On the face of it, the Tibetan cause looks similar. Here is a people yoked under a totalitarian communist government dominated by the Han Chinese and based in far-away Beijing. But there are actually two separate demands wrapped together: One is for cultural autonomy and the other for independence from China. Human rights and democracy are assumed to be part of the mix, though I have noticed that these are not articulated that clearly.

The Dalai Lama's position is not to seek independence, but only maximum autonomy and cultural space, in other words, something akin to the position of Hong Kong within China's political structure. On the other hand, the young turks within the Tibetan movement are demanding independence and in this, they are beginning to challenge the "defeatist" agenda of the Dalai Lama. For example, CNN showed Tenzin Tsundue, one of the leaders of the march in the Himalyan foothils of India, saying unequivocally that he disagreed with the Dalai Lama when it comes to objectives. Having said that, the Dalai Lama couldn't have been upset that the Tibetan movement has garnered the press attention that it did with the recent events. He probably even knew beforehand that these protests were being planned, which may explain Wen Jiabao's statement in a press conference in Beijing that behind these demonstrations was the "Dalai Lama clique".

It is one thing to support calls for greater liberty and democracy anywhere on this planet, but it may be another to be so quick to support independence. Even when it comes to Burma, it is one thing to support the overall struggle for liberty, but another to support separatism by the Shan, the Kachin and various other ethnic groups. Of course, democratic self-determination may lead to a demand for full independence, when such is the overwhelming desire of a people occupying a discrete territory, for example, in Kosovo. But when populations are mixed, then it gets harder to make out any clear moral case.

 

The futility of appealing to history

Some will argue that the population of Tibet today is mixed because of the Chinese "conquest" of 1959 -- the year the Chinese army moved in after an uprising by the Tibetans for independence, resulting in the flight of the Dalai Lama to India -- and so the immigrants, having settled only post-1959, should not be counted in arriving at the "morally right" position. But this appeal to history, like any appeal to history, is easily leapfrogged by other appeals to history. For example, one may ask: Why was there a "pro-independence" uprising in 1959? Because the Chinese government was already in some sort of control, as previous Chinese governments had been before.

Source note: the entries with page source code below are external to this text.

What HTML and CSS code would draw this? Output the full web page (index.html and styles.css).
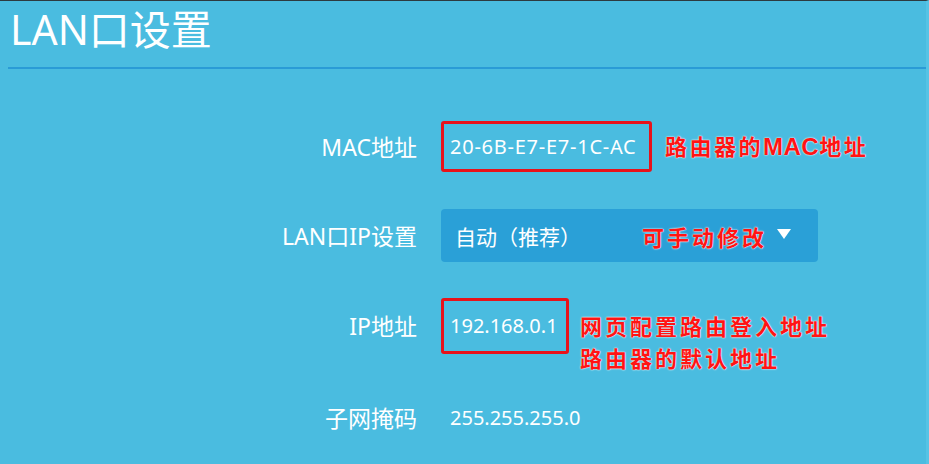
FILE: index.html
```html
<!DOCTYPE html>
<html lang="zh-CN">
<head>
<meta charset="utf-8">
<title>LAN口设置</title>
<link rel="stylesheet" href="styles.css">
</head>
<body>
<div class="page">
  <h1 class="title">LAN口设置</h1>
  <div class="form">
    <div class="row row-mac">
      <div class="label">MAC地址</div>
      <div class="field">
        <div class="box box-mac"><span class="value value-mac">20-6B-E7-E7-1C-AC</span></div>
        <span class="note note-mac">路由器的<b class="latin">MAC</b>地址</span>
      </div>
    </div>
    <div class="row row-lan">
      <div class="label">LAN口IP设置</div>
      <div class="field">
        <div class="select">
          <span class="select-text">自动（推荐）</span>
          <span class="note note-select">可手动修改</span>
          <span class="caret"></span>
        </div>
      </div>
    </div>
    <div class="row row-ip">
      <div class="label">IP地址</div>
      <div class="field">
        <div class="box box-ip"><span class="value">192.168.0.1</span></div>
        <div class="note note-ip">
          <div>网页配置路由登入地址</div>
          <div>路由器的默认地址</div>
        </div>
      </div>
    </div>
    <div class="row row-mask">
      <div class="label">子网掩码</div>
      <div class="field">
        <span class="value value-plain">255.255.255.0</span>
      </div>
    </div>
  </div>
</div>
</body>
</html>
```

FILE: styles.css
```css
* { box-sizing: border-box; }

html, body {
  margin: 0;
  padding: 0;
}

body {
  width: 929px;
  height: 464px;
  overflow: hidden;
  background: #4abce0;
  font-family: "Noto Sans", "Noto Sans CJK SC", sans-serif;
  color: #ffffff;
}

.page {
  height: 464px;
  border-top: 1px solid #2d3a40;
  border-right: 3px solid #56c3e5;
}

.title {
  margin: 0;
  padding: 0 0 10px 10px;
  font-size: 41px;
  line-height: 56px;
  font-weight: 400;
  color: #ffffff;
}

.form {
  margin-left: 8px;
  border-top: 2px solid #2a9bd6;
  padding-top: 52px;
  display: flex;
  flex-direction: column;
  gap: 37px;
}

.row {
  display: grid;
  grid-template-columns: 409px 1fr;
  grid-template-rows: 100%;
  column-gap: 24px;
  align-items: center;
}

.row-mac { height: 51px; }
.row-lan { height: 53px; }
.row-ip { height: 56px; margin-top: -1px; }
.row-mask { height: 50px; margin-top: 2px; }

.label {
  text-align: right;
  font-size: 23px;
  line-height: 30px;
  color: #ffffff;
}

.field {
  display: flex;
  align-items: center;
  height: 100%;
  min-height: 0;
}

.value {
  font-size: 20px;
  line-height: 28px;
  color: #ffffff;
}

.value-mac {
  letter-spacing: 0.75px;
}

.value-plain {
  padding-left: 9px;
}

.box {
  height: 100%;
  display: flex;
  align-items: center;
  border: 3px solid #e8121a;
  border-radius: 3px;
  flex-shrink: 0;
}

.box-mac {
  width: 211px;
  padding-left: 6px;
}

.box-ip {
  width: 128px;
  padding-left: 6px;
}

.note {
  font-family: "Noto Sans CJK SC", sans-serif;
  font-weight: 700;
  font-size: 22px;
  letter-spacing: 2px;
  color: #ff1414;
  text-shadow: 0 0 1px #ffffff, 0 0 2px #ffffff;
}

.note .latin {
  font-family: "Liberation Sans", sans-serif;
  font-weight: 700;
  font-size: 24px;
  letter-spacing: 0.5px;
}

.note-mac {
  margin-left: 13px;
  line-height: 30px;
  margin-top: -2px;
  letter-spacing: 2.5px;
}

.note-ip {
  align-self: flex-start;
  margin-left: 11px;
  line-height: 32px;
  margin-top: 11px;
  letter-spacing: 3px;
  white-space: nowrap;
}

.select {
  width: 377px;
  height: 100%;
  background: #2aa0d7;
  border-radius: 4px;
  display: flex;
  align-items: center;
  padding-left: 14px;
}

.select-text {
  font-family: "Noto Sans CJK SC", sans-serif;
  font-size: 21px;
  line-height: 30px;
  color: #ffffff;
  width: 187px;
}

.note-select {
  line-height: 30px;
  letter-spacing: 3px;
}

.caret {
  margin-left: 10px;
  width: 0;
  height: 0;
  border-left: 7px solid transparent;
  border-right: 7px solid transparent;
  border-top: 10px solid #ffffff;
  margin-top: -3px;
}
```
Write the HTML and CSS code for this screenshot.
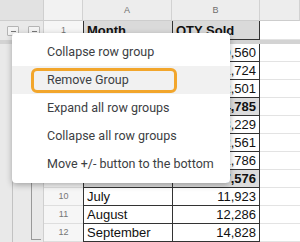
FILE: index.html
```html
<!DOCTYPE html>
<html lang="en">
<head>
    <meta charset="UTF-8">
    <title>Row groups</title>
    <link rel="stylesheet" href="styles.css">
</head>
<body>
    <div class="sheet">
        <!-- group gutter -->
        <div class="gutter">
            <div class="gutter-head"></div>
            <div class="gutter-row1">
                <span class="minus"></span>
                <span class="minus"></span>
            </div>
            <div class="frozen"></div>
            <div class="level1">
                <div class="level2"></div>
            </div>
        </div>

        <div class="grid">
            <div class="row head">
                <div class="num"></div>
                <div class="col a">A</div>
                <div class="col b">B</div>
                <div class="col c"></div>
            </div>
            <div class="row first">
                <div class="num">1</div>
                <div class="a title">Month</div>
                <div class="b title">QTY Sold</div>
                <div class="c"></div>
            </div>
            <div class="frozen"></div>
            <div class="row"><div class="num">2</div><div class="a">January</div><div class="b">10,560</div><div class="c"></div></div>
            <div class="row"><div class="num">3</div><div class="a">February</div><div class="b">11,724</div><div class="c"></div></div>
            <div class="row"><div class="num">4</div><div class="a">March</div><div class="b">12,501</div><div class="c"></div></div>
            <div class="row total"><div class="num">5</div><div class="a"></div><div class="b">34,785</div><div class="c"></div></div>
            <div class="row"><div class="num">6</div><div class="a">April</div><div class="b">13,229</div><div class="c"></div></div>
            <div class="row"><div class="num">7</div><div class="a">May</div><div class="b">12,561</div><div class="c"></div></div>
            <div class="row"><div class="num">8</div><div class="a">June</div><div class="b">11,786</div><div class="c"></div></div>
            <div class="row total"><div class="num">9</div><div class="a"></div><div class="b">37,576</div><div class="c"></div></div>
            <div class="row"><div class="num">10</div><div class="a">July</div><div class="b">11,923</div><div class="c"></div></div>
            <div class="row"><div class="num">11</div><div class="a">August</div><div class="b">12,286</div><div class="c"></div></div>
            <div class="row"><div class="num">12</div><div class="a">September</div><div class="b">14,828</div><div class="c"></div></div>
        </div>
    </div>

    <!-- context menu -->
    <div class="menu">
        <div class="item">Collapse row group</div>
        <div class="item hover">Remove Group</div>
        <div class="item">Expand all row groups</div>
        <div class="item">Collapse all row groups</div>
        <div class="item">Move +/- button to the bottom</div>
        <div class="mark"></div>
    </div>
</body>
</html>
```

FILE: styles.css
```css
body{
    margin: 0;
    width: 300px;
    height: 242px;
    overflow: hidden;
    font-family: "Liberation Sans", Arial, sans-serif;
    background: #fff;
}
.sheet{
    display: flex;
    height: 242px;
}
.gutter{
    width: 44px;
    flex: none;
    display: flex;
    flex-direction: column;
    background: #e9e9e9;
    border-right: 1px solid #cfcfcf;
    box-sizing: border-box;
}
.gutter-head{
    height: 21px;
    flex: none;
    background: #e2e2e2;
    border-bottom: 1px solid #cdcdcd;
    box-sizing: border-box;
}
.gutter-row1{
    height: 19px;
    flex: none;
    display: flex;
    gap: 9px;
    padding: 5px 0 0 7px;
    box-sizing: border-box;
}
.minus{
    width: 10px;
    height: 8px;
    border: 1px solid #b4b4b4;
    border-radius: 1px;
    background: #f3f3f3;
    display: flex;
    align-items: center;
    justify-content: center;
}
.minus::before{
    content: "";
    width: 5px;
    height: 1px;
    background: #777;
}
.frozen{
    height: 4px;
    flex: none;
    background: #d3d3d3;
}
.level1{
    flex: 1;
    margin-left: 12px;
    border-left: 1px solid #c2c2c2;
    display: flex;
    padding-bottom: 2px;
}
.level2{
    margin-left: 18px;
    width: 9px;
    border-left: 1px solid #999;
    border-bottom: 1px solid #999;
}
.grid{
    flex: 1;
    display: flex;
    flex-direction: column;
}
.row{
    display: flex;
    height: 18px;
    flex: none;
}
.row > div{
    box-sizing: border-box;
    font-size: 13px;
    line-height: 17px;
    white-space: nowrap;
    overflow: hidden;
}
.num{
    width: 39px;
    flex: none;
    background: #f6f6f6;
    border-bottom: 1px solid #dedede;
    color: #777;
    text-align: center;
    font-size: 9px !important;
}
.a{
    width: 89px;
    flex: none;
    padding: 0 3px;
    color: #111;
    border-left: 1px solid #333;
    border-bottom: 1px solid #333;
}
.b{
    width: 88px;
    flex: none;
    padding: 0 3px;
    color: #111;
    text-align: right;
    border-left: 1px solid #333;
    border-right: 1px solid #333;
    border-bottom: 1px solid #333;
}
.c{
    flex: 1;
    border-bottom: 1px solid #e3e3e3;
}
.head{
    height: 21px;
    background: #ededed;
}
.head > div{
    border: none;
    border-bottom: 1px solid #cdcdcd;
    border-right: 1px solid #d2d2d2;
    background: #ededed;
    color: #6f6f6f;
    font-size: 9px !important;
    line-height: 21px !important;
    text-align: center;
}
.head .num{
    background: #f2f2f2;
}
.first{
    height: 19px;
}
.first > div{
    line-height: 19px !important;
}
.title{
    font-weight: bold;
    text-align: left;
    background: #dadada;
}
.total .a,
.total .b{
    font-weight: bold;
    background: #dcdcdc;
}

/* menu over the sheet */
.menu{
    position: absolute;
    left: 12px;
    top: 33px;
    width: 218px;
    padding: 5px 0;
    background: #fff;
    border-radius: 4px;
    box-shadow: 0 2px 6px rgba(0, 0, 0, 0.3);
    font-family: Roboto, "Liberation Sans", sans-serif;
}
.item{
    height: 28px;
    line-height: 28px;
    padding-left: 35px;
    font-size: 12.5px;
    color: #3c4043;
    white-space: nowrap;
}
.hover{
    background: #f1f1f1;
}
.mark{
    position: absolute;
    left: 19px;
    top: 35px;
    width: 146px;
    height: 25px;
    box-sizing: border-box;
    border: 3px solid #f2a62c;
    border-radius: 6px;
}
```
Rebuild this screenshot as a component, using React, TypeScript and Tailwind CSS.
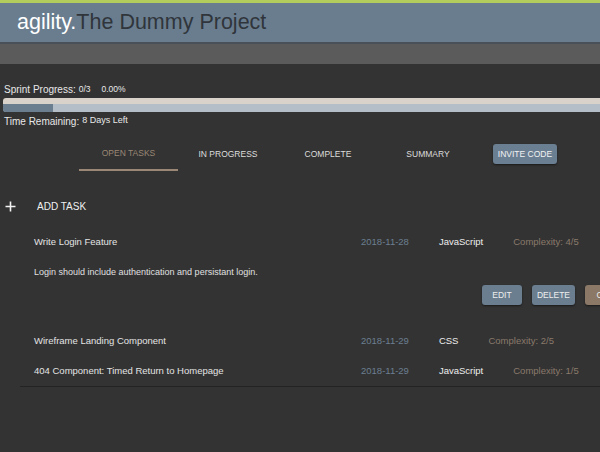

A book I read recently about the first British diplomatic and trade mission to reach Lhasa via Bhutan in the late 1700s described how complex the relationship was between Lhasa and Beijing even then. The Tibetan Dalai Lama and Panchen Lama were paying tribute to the Qianlong Emperor, making arduous overland trips to do so. At Beijing, the Tibetan Lamas were treated with much pomp, like heads of one of the state religions of China, kind of like the way the Queen of England would honour the Archbishop of Canterbury, a highly prestigious honour, but doubtless a subordinate one. Given the technology of the age, the Chinese didn't control Tibet the way we think of "control" in the modern sense, but historically, Tibet was seen as part of the Chinese imperial order, which the Tibetan leadership seem to have acquiesced to quite willingly. Chinese Prime Minister Wen Jiabao's latest re-assertion that Tibet had historically been part of China is not without foundation.

However, I am not saying that history should determine the future. I am just pointing out that appeals to history are never going to be definitive. If one chooses to highlight one history, someone else will come along and trump you with another. Instead, we should simply use the present as the starting point and in this respect, the Dalai Lama's position is just more realistic, as he himself has pointed out to his own young turks. It is inconceivable for China to give up Tibet, and no foreign power will meddle on Tibet's behalf. I would add that it is not inconceivable however, for China as a whole -- from Beijing to Wuhan to Urumchi to Lhasa -- to get steadily more responsive to its people's demands for greater freedom, and this includes respect for regional agendas and ethnic cultural heritage where they reside.

 

Nationalism and independence

Breaking away from existing boundaries is a much more serious business than pursuing liberty, creating as it does a host of strategic recalculations by neighbouring countries. It is generally a destabilising move, setting in train a cascade of unpredictable consequences. It should not be embarked upon lightly. Very often, nationalistically-driven independence creates new disaffected minorities in place of the old and the cycle of separatism carries on merely with new actors. Even Kosovo, with its large Albanian majority cmaking up 90% of its 2-million population, is not able to escape this enduring reality. The 10% Serbs in the newly-declared state have refused to recognise the new government and are beginning to resist NATO and EU peacekeepers stationed in the little country. Where the Albanian Kosovars were unhappy being dominated by Serbs in a larger Serbia, now the Serbs are unhappy being dominated by the Albanian Kosovars in the new state.

This reaction should surprise no one, for nationalism has not always been a friend of liberty. Embedded within much nationalist rhetoric is a strain of communitarianism -- "society before self" -- that can easily turn dismissive of individual liberty and the freedom to dissent, and very often atavistically hostile to minority concerns. Hence, to the extent that separatism is often predicated on nationalism, I would approach such demands with care.

One of the weaknesses of the Western pro-Tibet movement is not to see this. There is instead a tendency to see the Tibetans as "noble savages", innocent, pure, unadulterated by the pollutions of modernity, trampled by the big bad guys of the Chinese Communist Party. It is more a Western post-colonial guilt trip than a true appreciation of the complexities of the issue. Does anyone for example, ask what the restoration of "Tibetan freedom" really means? A return to theocratic rule by Buddhist monks? A luddite rejection of development, in the name of restoring a mythicially pristine Shangri-la?

No, I argue for more modernity, not less. More post-modern liberty, not a return to nationalism. I would argue for greater liberty, human rights and democracy for all parts of China, at the same time recognising that as a vast country with plenty of regional differences, that freedom should also be modulated by a kind of federalism. But changing boundaries? That is a minefield I see no compelling reason to touch at the moment.